Harvilla: Yeah, it’s not that white rappers don’t feel shame or at least insecurity anymore—it’s just that they no longer have to. Eminem is correct that Machine Gun Kelly wouldn’t have a career without him; Machine Gun Kelly is correct that modern-day Eminem is often so doddering and moribund that even an unsightly no-win feud counts as an interesting new direction. What neither combatant offers us, unfortunately, is an appealing path forward. What should a white rapper do, and be, in 2018? I’m so flummoxed by the question that I’m tempted to make an incendiary statement I’ll live to regret: My favorite white rapper of this present moment is the guy from Twenty One Pilots, who owns every last shred of his eccentricities, practically marinates in his insecurities, makes not the slightest attempt to convince you he’s got Barz, and is so outlandishly himself that he at least spares you the secondhand embarrassment of watching him pretend to be somebody else. Would you please concede, at least, that he’s on Lil Debbie’s level?
Charity: In life, I concede nothing. I survived OB O’Brien. I think I survived Matt Ox. I’m never looking back on straight-outta-tha-suburbs flows.

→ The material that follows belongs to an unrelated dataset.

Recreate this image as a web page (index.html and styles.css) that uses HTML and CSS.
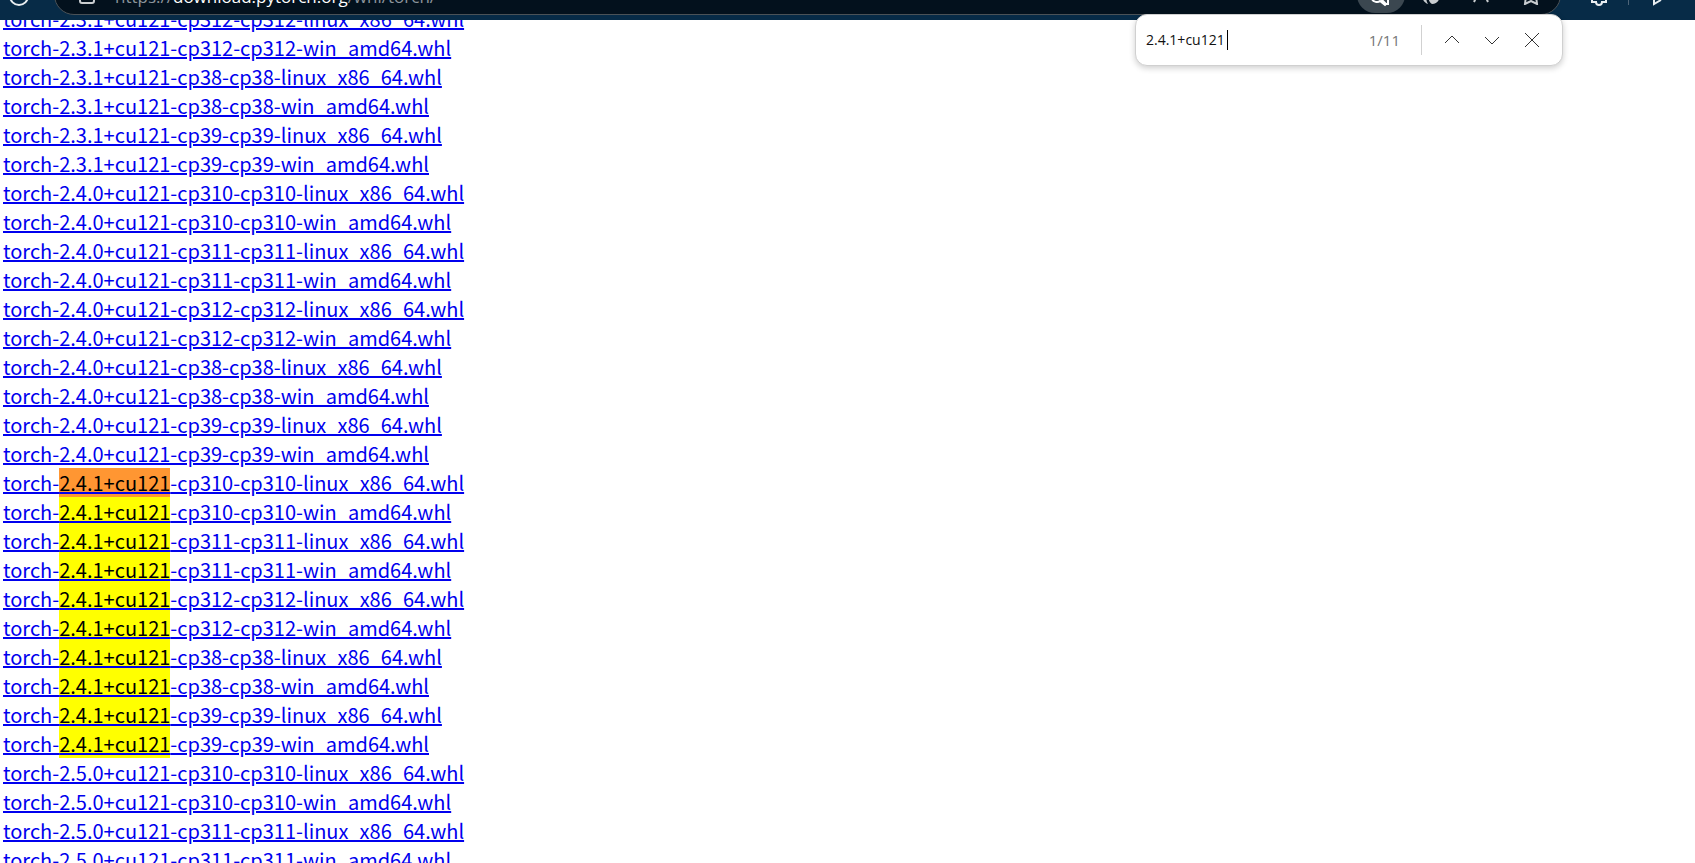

For a decade, I thought Eminem was—despite his regressive, offensive mode—the ideal white rapper. He was self-conscious but nonetheless confident—aggressive, even. He was down without ever seeming as if he’d cultivated hip-hop as a fetish. Whereas Post Malone or Iggy Azalea are white performers on safari, Eminem always seemed, for better or worse, at home in his genre. Now Eminem couldn’t seem any more out of touch and out of pocket, a sort of Archie Bunker.
Frequently, the commercial mainstream presents such a ludicrous choice—Eminem or MGK, Macklemore or Iggy Azalea—and I begin to accept the suggestion that white rappers are altogether unacceptable. I’m being extreme and dramatic, of course, but so are these knuckleheads. I miss Bubba Sparxxx. He made being a successful white rapper seem way more dignified, the debate more simple, than earlier and later generations proved to be. I miss peak Paul Wall. He’s too cool for this shit.